The Neiswanger Institute for Bioethics at Loyola University

This Product Recall Will Hurt a Lot

Defective heart devices already implanted in lots of folks - devices made by Guidant Corporation, a company soon to be acquired by Johnson & Johnson (unless J&J decides that uh, maybe these guys might be very expensive as a subsidiary...) - are defective, or at least many of them may be, according to recent releases. The devices are internal defibrilators, and the problem is that they can short-circuit when they are called on to restore cardiac rhythym. If they do, you can die.

Writes the Times:

Guidant did not tell doctors for over three years about the electrical flaw in one model, the Ventak Prizm 2 DR Model 1861, that it has recalled.
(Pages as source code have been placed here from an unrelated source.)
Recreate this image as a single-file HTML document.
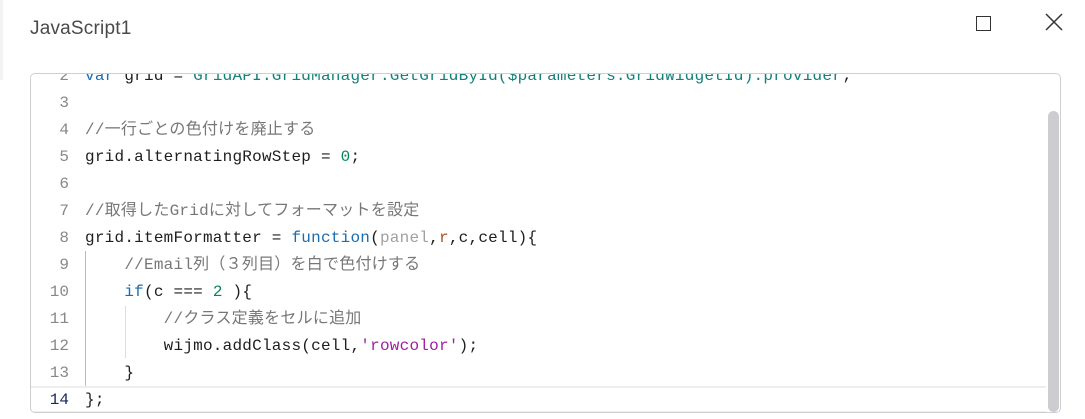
<!DOCTYPE html>
<html><head><meta charset="utf-8"><style>
html,body{margin:0;padding:0;background:#fff;width:1085px;height:419px;overflow:hidden;position:relative}
.strip{position:absolute;left:0;top:0;width:3px;height:80px;background:#f3f3f3}
.title{position:absolute;left:30px;top:18px;font:19px "Liberation Sans","Noto Sans CJK JP",sans-serif;color:#4a4a4a;letter-spacing:0.2px}
.max{position:absolute;left:976px;top:16px;width:13px;height:13px;border:1.5px solid #333}
.close{position:absolute;left:1044px;top:12px;width:20px;height:20px}
.ed{position:absolute;left:30px;top:73px;width:1029px;height:338px;border:1px solid #cfcfcf;border-radius:5px;overflow:hidden}
.ln{position:absolute;left:0;height:27px;width:1010px;font:16px "Liberation Mono","Noto Sans CJK JP",monospace;letter-spacing:0.23px;white-space:pre;color:#1e1e1e}
.n,.c{position:absolute;top:0;height:27px;display:flex;align-items:center;line-height:1}
.n{left:0;width:38px;justify-content:flex-end;color:#888;letter-spacing:0}
.c{left:54px}
.cm{color:#777}.tl{color:#13807a}.kw{color:#1a6db0}.pr{color:#a0a0a0}.or{color:#b05020}.st{color:#a020a0}.nm{color:#098658}
.g1{position:absolute;left:54px;top:177px;width:1px;height:135px;background:#bbb}
.g2{position:absolute;left:94px;top:232px;width:1px;height:52px;background:#ddd}
.hl{position:absolute;left:0;top:312px;width:1015px;height:23px;border-top:2px solid #eee;border-bottom:2px solid #eee}
.sb{position:absolute;left:1017px;top:37px;width:11px;height:301px;background:#cdcdd1;border-radius:6px}
</style></head><body>
<div class="strip"></div>
<div class="title">JavaScript1</div>
<div class="max"></div>
<svg class="close" viewBox="0 0 20 20"><path d="M2 2L18 18M18 2L2 18" stroke="#333" stroke-width="1.5"/></svg>
<div class="ed">
<div class="hl"></div>
<div class="g1"></div><div class="g2"></div>
<div class="ln" style="top:-12px"><span class="n">2</span><span class="c"><span><span class="kw">var</span> grid = <span class="tl">GridAPI.GridManager.GetGridById($parameters.GridWidgetId).provider</span>;</span></span></div>
<div class="ln" style="top:15px"><span class="n">3</span></div>
<div class="ln" style="top:42px"><span class="n">4</span><span class="c cm"><span>//一行ごとの色付けを廃止する</span></span></div>
<div class="ln" style="top:69px"><span class="n">5</span><span class="c"><span>grid.alternatingRowStep = <span class="nm">0</span>;</span></span></div>
<div class="ln" style="top:96px"><span class="n">6</span></div>
<div class="ln" style="top:123px"><span class="n">7</span><span class="c cm"><span>//取得したGridに対してフォーマットを設定</span></span></div>
<div class="ln" style="top:150px"><span class="n">8</span><span class="c"><span>grid.itemFormatter = <span class="kw">function</span>(<span class="pr">panel</span>,<span class="or">r</span>,c,cell){</span></span></div>
<div class="ln" style="top:177px"><span class="n">9</span><span class="c cm"><span>    //Email列（３列目）を白で色付けする</span></span></div>
<div class="ln" style="top:204px"><span class="n">10</span><span class="c"><span>    <span class="kw">if</span>(c === <span class="nm">2</span> ){</span></span></div>
<div class="ln" style="top:231px"><span class="n">11</span><span class="c cm"><span>        //クラス定義をセルに追加</span></span></div>
<div class="ln" style="top:258px"><span class="n">12</span><span class="c"><span>        wijmo.addClass(cell,<span class="st">'rowcolor'</span>);</span></span></div>
<div class="ln" style="top:285px"><span class="n">13</span><span class="c"><span>    }</span></span></div>
<div class="ln" style="top:312px"><span class="n" style="color:#1a2a5a">14</span><span class="c"><span>};</span></span></div>
<div class="sb"></div>
</div>
</body></html>
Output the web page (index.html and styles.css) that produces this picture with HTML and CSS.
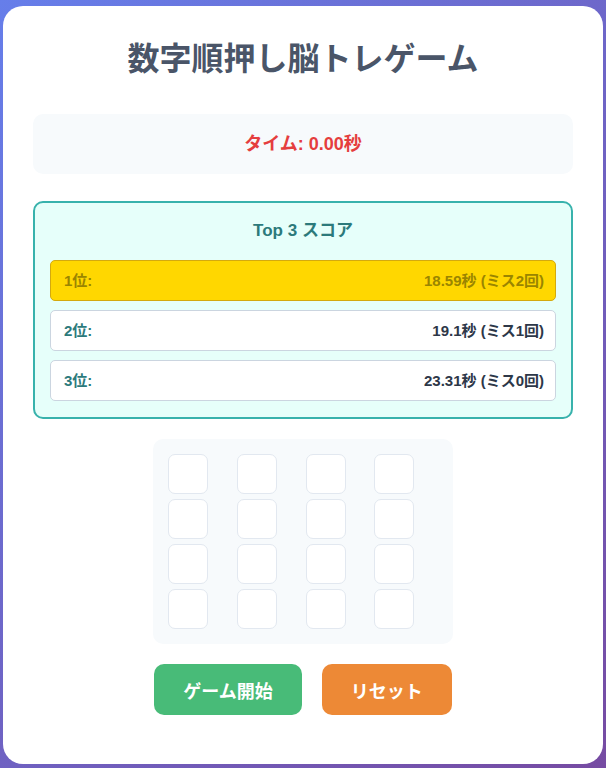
FILE: index.html
```html
<!DOCTYPE html>
<html lang="ja">
<head>
<meta charset="utf-8">
<title>数字順押し脳トレゲーム</title>
<link rel="stylesheet" href="styles.css">
</head>
<body>
<div class="card">
  <h1 class="title">数字順押し脳トレゲーム</h1>
  <div class="timer">タイム: 0.00秒</div>
  <div class="scores">
    <div class="scores-title">Top 3 スコア</div>
    <div class="score-list">
      <div class="score-row first"><span class="rank">1位:</span><span class="value">18.59秒 (ミス2回)</span></div>
      <div class="score-row"><span class="rank">2位:</span><span class="value">19.1秒 (ミス1回)</span></div>
      <div class="score-row"><span class="rank">3位:</span><span class="value">23.31秒 (ミス0回)</span></div>
    </div>
  </div>
  <div class="board">
    <div class="cell"></div><div class="cell"></div><div class="cell"></div><div class="cell"></div>
    <div class="cell"></div><div class="cell"></div><div class="cell"></div><div class="cell"></div>
    <div class="cell"></div><div class="cell"></div><div class="cell"></div><div class="cell"></div>
    <div class="cell"></div><div class="cell"></div><div class="cell"></div><div class="cell"></div>
  </div>
  <div class="buttons">
    <button class="btn start">ゲーム開始</button>
    <button class="btn reset">リセット</button>
  </div>
</div>
</body>
</html>
```
FILE: styles.css
```css
* { box-sizing: border-box; }
html, body { margin: 0; }
body {
  min-height: 768px;
  padding: 6px 3px 4px;
  background: linear-gradient(135deg, #667eea 0%, #764ba2 100%);
  font-family: "Liberation Sans", "Noto Sans CJK JP", sans-serif;
}
.card {
  width: 600px;
  height: 758px;
  background: #ffffff;
  border-radius: 20px;
  padding: 34px 30px 30px;
}
.title {
  margin: 0 0 36px;
  font-size: 32px;
  line-height: 38px;
  font-weight: bold;
  text-align: center;
  color: #4a5568;
}
.timer {
  height: 60px;
  padding: 20px;
  background: #f7fafc;
  border-radius: 10px;
  text-align: center;
  font-size: 18px;
  line-height: 20px;
  font-weight: bold;
  color: #e53e3e;
  margin-bottom: 27px;
}
.scores {
  background: #e6fffa;
  border: 2px solid #38b2ac;
  border-radius: 10px;
  padding: 18px 15px 16px;
  margin-bottom: 20px;
}
.scores-title {
  text-align: center;
  font-size: 17px;
  line-height: 20px;
  font-weight: bold;
  color: #2c7a7b;
  margin-bottom: 19px;
}
.score-list {
  display: flex;
  flex-direction: column;
  gap: 9px;
}
.score-row {
  display: flex;
  justify-content: space-between;
  height: 41px;
  padding: 0 11px 0 13px;
  background: #ffffff;
  border: 1px solid #cbd5e0;
  border-radius: 5px;
  font-size: 15px;
  line-height: 39px;
  font-weight: bold;
}
.rank { color: #2c7a7b; }
.value { color: #2d3748; }
.score-row.first {
  background: #ffd700;
  border-color: #d4a90e;
}
.score-row.first .rank,
.score-row.first .value { color: #9a8500; }
.board {
  width: 300px;
  margin: 0 auto 20px;
  padding: 15px;
  background: #f7fafc;
  border-radius: 10px;
  display: grid;
  grid-template-columns: repeat(4, 1fr);
  gap: 5px;
}
.cell {
  width: 40px;
  height: 40px;
  background: #ffffff;
  border: 1px solid #e2e8f0;
  border-radius: 7px;
}
.buttons {
  display: flex;
  justify-content: center;
  gap: 20px;
}
.btn {
  height: 51px;
  padding: 0 29px;
  border: none;
  border-radius: 10px;
  font-family: "Liberation Sans", "Noto Sans CJK JP", sans-serif;
  font-size: 18px;
  font-weight: bold;
  color: #ffffff;
}
.start { background: #48bb78; }
.reset { background: #ed8936; }
```
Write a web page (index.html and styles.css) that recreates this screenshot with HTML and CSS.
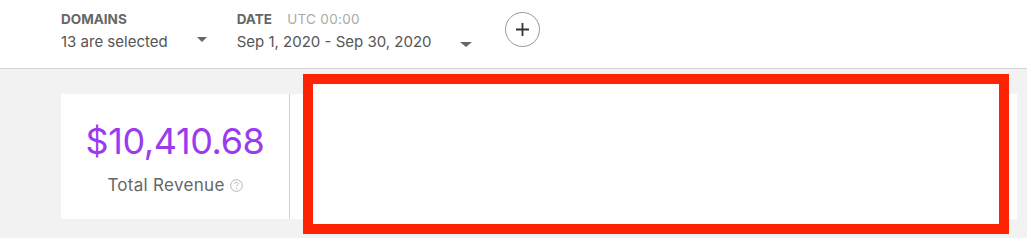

It also kept selling older versions of it after developing a version not prone to short-circuiting ...

The surgery to replace a defibrillator, which is the size of a pager and is implanted under the skin of the upper chest near the shoulder, takes an hour, and many people go home immediately afterwards. Full recovery takes about 7 to 10 days. But like any surgical procedure, the surgery carries a risk of infection.

About 17,000 people, 13,900 of them in the United States, are still implanted with the affected Prizm 2 DR devices, which are those made before April 2002, when Guidant fixed the problem. Another 11,900 people, 6,700 of them in this country, still have the affected Renewal devices, made before last August. The Renewal devices - more complex defibrillators intended for patients with severe heart failure - have pacemaker functions for both sides of the heart.

This isn't the first such device to be recalled. But it is definitely one of the more invasive procedures for removal, and the question of safety trade-off will be enormous, as will the question of who pays for what sort of injury and prevention.